▸ **PROBLEM REQUIREMENTS**: Without the images, write out the whole listing exactly.
>> BEGIN GIVEN INFORMATION
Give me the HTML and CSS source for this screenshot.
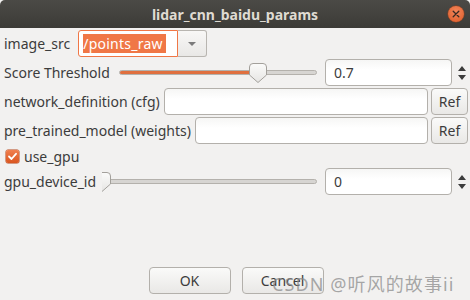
FILE: index.html
```html
<!DOCTYPE html>
<html>
<head>
<meta charset="utf-8">
<link rel="stylesheet" href="styles.css">
</head>
<body>
<div class="window">
  <div class="titlebar">
    <span class="title">lidar_cnn_baidu_params</span>
    <span class="close"><svg width="16" height="16" viewBox="0 0 16 16"><path d="M5.2 5.2 L10.8 10.8 M10.8 5.2 L5.2 10.8" stroke="#3a2a22" stroke-width="1.3" stroke-linecap="round"/></svg></span>
  </div>
  <div class="content">
    <div class="row r1">
      <span class="label">image_src</span>
      <div class="combo">
        <div class="combo-entry"><span class="sel">/points_raw</span></div>
        <div class="combo-btn"><svg width="10" height="6" viewBox="0 0 10 6"><path d="M1 1 L9 1 L5 5 Z" fill="#7b7b7b"/></svg></div>
      </div>
    </div>
    <div class="row r2">
      <span class="label">Score Threshold</span>
      <div class="slider s1">
        <div class="groove"><div class="fill" style="width:70%"></div></div>
        <svg class="handle" style="left:calc(70% - 9px)" width="18" height="20" viewBox="0 0 18 20"><defs><linearGradient id="hg" x1="0" y1="0" x2="0" y2="1"><stop offset="0" stop-color="#fbfbfa"/><stop offset="1" stop-color="#e6e5e3"/></linearGradient></defs><path d="M4 0.5 H14 A3.5 3.5 0 0 1 17.5 4 V12 L9 19.5 L0.5 12 V4 A3.5 3.5 0 0 1 4 0.5 Z" fill="url(#hg)" stroke="#a3a09b"/></svg>
      </div>
      <div class="spin"><span>0.7</span></div>
      <div class="arrows"><svg width="10" height="18" viewBox="0 0 10 18"><path d="M1 7 L9 7 L5 2 Z M1 11 L9 11 L5 16 Z" fill="#3c3c3c"/></svg></div>
    </div>
    <div class="row r3">
      <span class="label">network_definition (cfg)</span>
      <div class="entry"></div>
      <div class="btn ref">Ref</div>
    </div>
    <div class="row r4">
      <span class="label">pre_trained_model (weights)</span>
      <div class="entry"></div>
      <div class="btn ref">Ref</div>
    </div>
    <div class="row r5">
      <span class="check"><svg width="13" height="13" viewBox="0 0 13 13"><path d="M3 6.5 L5.5 9 L10 3.8" fill="none" stroke="#fff" stroke-width="1.8" stroke-linecap="round" stroke-linejoin="round"/></svg></span>
      <span class="label">use_gpu</span>
    </div>
    <div class="row r6">
      <span class="label">gpu_device_id</span>
      <div class="slider s2">
        <div class="groove"></div>
        <svg class="handle h2" width="18" height="20" viewBox="0 0 18 20"><path d="M4 0.5 H14 A3.5 3.5 0 0 1 17.5 4 V12 L9 19.5 L0.5 12 V4 A3.5 3.5 0 0 1 4 0.5 Z" fill="url(#hg)" stroke="#a3a09b"/></svg>
      </div>
      <div class="spin"><span>0</span></div>
      <div class="arrows"><svg width="10" height="18" viewBox="0 0 10 18"><path d="M1 7 L9 7 L5 2 Z M1 11 L9 11 L5 16 Z" fill="#3c3c3c"/></svg></div>
    </div>
    <div class="buttons">
      <div class="btn big">OK</div>
      <div class="btn big">Cancel</div>
    </div>
  </div>
  <div class="watermark">CSDN @听风的故事ii</div>
</div>
</body>
</html>
```
FILE: styles.css
```css
html, body { margin: 0; padding: 0; }
body { width: 470px; height: 300px; overflow: hidden; background: #f2f1f0; font-family: "Noto Sans", "Noto Sans CJK SC", sans-serif; font-size: 14px; color: #3c3c3c; }
.window { position: relative; width: 470px; height: 300px; display: flex; flex-direction: column; }
.titlebar { height: 28px; flex: none; background: linear-gradient(#4b4a46, #3c3b37); border-radius: 5px 5px 0 0; display: flex; align-items: center; justify-content: center; position: relative; }
.title { color: #dfdbd2; font-weight: bold; font-size: 14px; }
.close { position: absolute; right: 6px; top: 6px; width: 16px; height: 16px; border-radius: 50%; background: radial-gradient(circle at 50% 35%, #f4865a, #dd5a27); box-shadow: 0 0 0 0.5px #9e3f17; display: block; }
.close svg { display: block; }
.content { flex: 1; display: flex; flex-direction: column; padding: 2px 0 0 4px; gap: 2px; }
.row { height: 27px; display: flex; align-items: center; flex: none; }
.label { white-space: nowrap; }
.combo { display: flex; height: 27px; margin-left: 8px; }
.combo-entry { width: 94px; height: 25px; border: 1px solid #f07746; border-radius: 3px 0 0 3px; background: #fff; display: flex; align-items: center; padding-left: 4px; }
.sel { background: #f07746; color: #fff; line-height: 19px; padding-right: 3px; letter-spacing: 0.25px; }
.combo-btn { width: 28px; height: 25px; border: 1px solid #b8b5b0; border-left: none; border-radius: 0 3px 3px 0; background: linear-gradient(#f8f7f6, #e9e8e6); display: flex; align-items: center; justify-content: center; }
.slider { position: relative; height: 20px; display: flex; align-items: center; margin-right: 8px; flex: 1; }
.s1 { margin-left: 9px; }
.s2 { margin-left: 6px; overflow: hidden; }
.groove { width: 100%; height: 3px; border: 1px solid #b4b1ac; border-radius: 3px; background: #d7d5d2; overflow: hidden; }
.fill { height: 100%; background: #e0703f; }
.handle { position: absolute; top: 0; }
.h2 { left: -9px; }
.spin { width: 117px; height: 25px; border: 1px solid #b3b0ab; border-radius: 4px; background: linear-gradient(#f6f6f5, #fff 40%); display: flex; align-items: center; padding-left: 8px; flex: none; }
.spin span { color: #3c3c3c; }
.arrows { width: 16px; display: flex; justify-content: center; margin-left: 2px; flex: none; }
.arrows svg { display: block; }
.entry { flex: 1; height: 25px; border: 1px solid #b3b0ab; border-radius: 4px; background: linear-gradient(#f6f6f5, #fff 40%); margin-left: 4px; }
.btn { border: 1px solid #b3b0ab; border-radius: 4px; background: linear-gradient(#fafaf9, #e9e8e6); display: flex; align-items: center; justify-content: center; box-sizing: border-box; }
.ref { width: 37px; height: 27px; margin-left: 3px; margin-right: 2px; }
.r5 { height: 18px; margin-top: 1px; margin-bottom: 1px; }
.check { width: 13px; height: 13px; border-radius: 2px; background: linear-gradient(#f1804f, #d9551f); box-shadow: 0 0 0 0.5px #b3461a; margin-left: 2px; margin-right: 5px; display: block; }
.check svg { display: block; }
.buttons { margin-top: auto; margin-bottom: 6px; display: flex; justify-content: center; gap: 11px; padding-right: 2px; }
.big { width: 82px; height: 27px; }
.watermark { position: absolute; left: 272px; top: 270px; font-size: 18px; letter-spacing: 1.1px; color: rgba(140,140,140,0.75); white-space: nowrap; }
```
>> END GIVEN INFORMATION
▸ **COMPLETE ANSWER**:
Give me the HTML and CSS source for this screenshot.
FILE: index.html
```html
<!DOCTYPE html>
<html>
<head>
<meta charset="utf-8">
<link rel="stylesheet" href="styles.css">
</head>
<body>
<div class="window">
  <div class="titlebar">
    <span class="title">lidar_cnn_baidu_params</span>
    <span class="close"><svg width="16" height="16" viewBox="0 0 16 16"><path d="M5.2 5.2 L10.8 10.8 M10.8 5.2 L5.2 10.8" stroke="#3a2a22" stroke-width="1.3" stroke-linecap="round"/></svg></span>
  </div>
  <div class="content">
    <div class="row r1">
      <span class="label">image_src</span>
      <div class="combo">
        <div class="combo-entry"><span class="sel">/points_raw</span></div>
        <div class="combo-btn"><svg width="10" height="6" viewBox="0 0 10 6"><path d="M1 1 L9 1 L5 5 Z" fill="#7b7b7b"/></svg></div>
      </div>
    </div>
    <div class="row r2">
      <span class="label">Score Threshold</span>
      <div class="slider s1">
        <div class="groove"><div class="fill" style="width:70%"></div></div>
        <svg class="handle" style="left:calc(70% - 9px)" width="18" height="20" viewBox="0 0 18 20"><defs><linearGradient id="hg" x1="0" y1="0" x2="0" y2="1"><stop offset="0" stop-color="#fbfbfa"/><stop offset="1" stop-color="#e6e5e3"/></linearGradient></defs><path d="M4 0.5 H14 A3.5 3.5 0 0 1 17.5 4 V12 L9 19.5 L0.5 12 V4 A3.5 3.5 0 0 1 4 0.5 Z" fill="url(#hg)" stroke="#a3a09b"/></svg>
      </div>
      <div class="spin"><span>0.7</span></div>
      <div class="arrows"><svg width="10" height="18" viewBox="0 0 10 18"><path d="M1 7 L9 7 L5 2 Z M1 11 L9 11 L5 16 Z" fill="#3c3c3c"/></svg></div>
    </div>
    <div class="row r3">
      <span class="label">network_definition (cfg)</span>
      <div class="entry"></div>
      <div class="btn ref">Ref</div>
    </div>
    <div class="row r4">
      <span class="label">pre_trained_model (weights)</span>
      <div class="entry"></div>
      <div class="btn ref">Ref</div>
    </div>
    <div class="row r5">
      <span class="check"><svg width="13" height="13" viewBox="0 0 13 13"><path d="M3 6.5 L5.5 9 L10 3.8" fill="none" stroke="#fff" stroke-width="1.8" stroke-linecap="round" stroke-linejoin="round"/></svg></span>
      <span class="label">use_gpu</span>
    </div>
    <div class="row r6">
      <span class="label">gpu_device_id</span>
      <div class="slider s2">
        <div class="groove"></div>
        <svg class="handle h2" width="18" height="20" viewBox="0 0 18 20"><path d="M4 0.5 H14 A3.5 3.5 0 0 1 17.5 4 V12 L9 19.5 L0.5 12 V4 A3.5 3.5 0 0 1 4 0.5 Z" fill="url(#hg)" stroke="#a3a09b"/></svg>
      </div>
      <div class="spin"><span>0</span></div>
      <div class="arrows"><svg width="10" height="18" viewBox="0 0 10 18"><path d="M1 7 L9 7 L5 2 Z M1 11 L9 11 L5 16 Z" fill="#3c3c3c"/></svg></div>
    </div>
    <div class="buttons">
      <div class="btn big">OK</div>
      <div class="btn big">Cancel</div>
    </div>
  </div>
  <div class="watermark">CSDN @听风的故事ii</div>
</div>
</body>
</html>
```
FILE: styles.css
```css
html, body { margin: 0; padding: 0; }
body { width: 470px; height: 300px; overflow: hidden; background: #f2f1f0; font-family: "Noto Sans", "Noto Sans CJK SC", sans-serif; font-size: 14px; color: #3c3c3c; }
.window { position: relative; width: 470px; height: 300px; display: flex; flex-direction: column; }
.titlebar { height: 28px; flex: none; background: linear-gradient(#4b4a46, #3c3b37); border-radius: 5px 5px 0 0; display: flex; align-items: center; justify-content: center; position: relative; }
.title { color: #dfdbd2; font-weight: bold; font-size: 14px; }
.close { position: absolute; right: 6px; top: 6px; width: 16px; height: 16px; border-radius: 50%; background: radial-gradient(circle at 50% 35%, #f4865a, #dd5a27); box-shadow: 0 0 0 0.5px #9e3f17; display: block; }
.close svg { display: block; }
.content { flex: 1; display: flex; flex-direction: column; padding: 2px 0 0 4px; gap: 2px; }
.row { height: 27px; display: flex; align-items: center; flex: none; }
.label { white-space: nowrap; }
.combo { display: flex; height: 27px; margin-left: 8px; }
.combo-entry { width: 94px; height: 25px; border: 1px solid #f07746; border-radius: 3px 0 0 3px; background: #fff; display: flex; align-items: center; padding-left: 4px; }
.sel { background: #f07746; color: #fff; line-height: 19px; padding-right: 3px; letter-spacing: 0.25px; }
.combo-btn { width: 28px; height: 25px; border: 1px solid #b8b5b0; border-left: none; border-radius: 0 3px 3px 0; background: linear-gradient(#f8f7f6, #e9e8e6); display: flex; align-items: center; justify-content: center; }
.slider { position: relative; height: 20px; display: flex; align-items: center; margin-right: 8px; flex: 1; }
.s1 { margin-left: 9px; }
.s2 { margin-left: 6px; overflow: hidden; }
.groove { width: 100%; height: 3px; border: 1px solid #b4b1ac; border-radius: 3px; background: #d7d5d2; overflow: hidden; }
.fill { height: 100%; background: #e0703f; }
.handle { position: absolute; top: 0; }
.h2 { left: -9px; }
.spin { width: 117px; height: 25px; border: 1px solid #b3b0ab; border-radius: 4px; background: linear-gradient(#f6f6f5, #fff 40%); display: flex; align-items: center; padding-left: 8px; flex: none; }
.spin span { color: #3c3c3c; }
.arrows { width: 16px; display: flex; justify-content: center; margin-left: 2px; flex: none; }
.arrows svg { display: block; }
.entry { flex: 1; height: 25px; border: 1px solid #b3b0ab; border-radius: 4px; background: linear-gradient(#f6f6f5, #fff 40%); margin-left: 4px; }
.btn { border: 1px solid #b3b0ab; border-radius: 4px; background: linear-gradient(#fafaf9, #e9e8e6); display: flex; align-items: center; justify-content: center; box-sizing: border-box; }
.ref { width: 37px; height: 27px; margin-left: 3px; margin-right: 2px; }
.r5 { height: 18px; margin-top: 1px; margin-bottom: 1px; }
.check { width: 13px; height: 13px; border-radius: 2px; background: linear-gradient(#f1804f, #d9551f); box-shadow: 0 0 0 0.5px #b3461a; margin-left: 2px; margin-right: 5px; display: block; }
.check svg { display: block; }
.buttons { margin-top: auto; margin-bottom: 6px; display: flex; justify-content: center; gap: 11px; padding-right: 2px; }
.big { width: 82px; height: 27px; }
.watermark { position: absolute; left: 272px; top: 270px; font-size: 18px; letter-spacing: 1.1px; color: rgba(140,140,140,0.75); white-space: nowrap; }
```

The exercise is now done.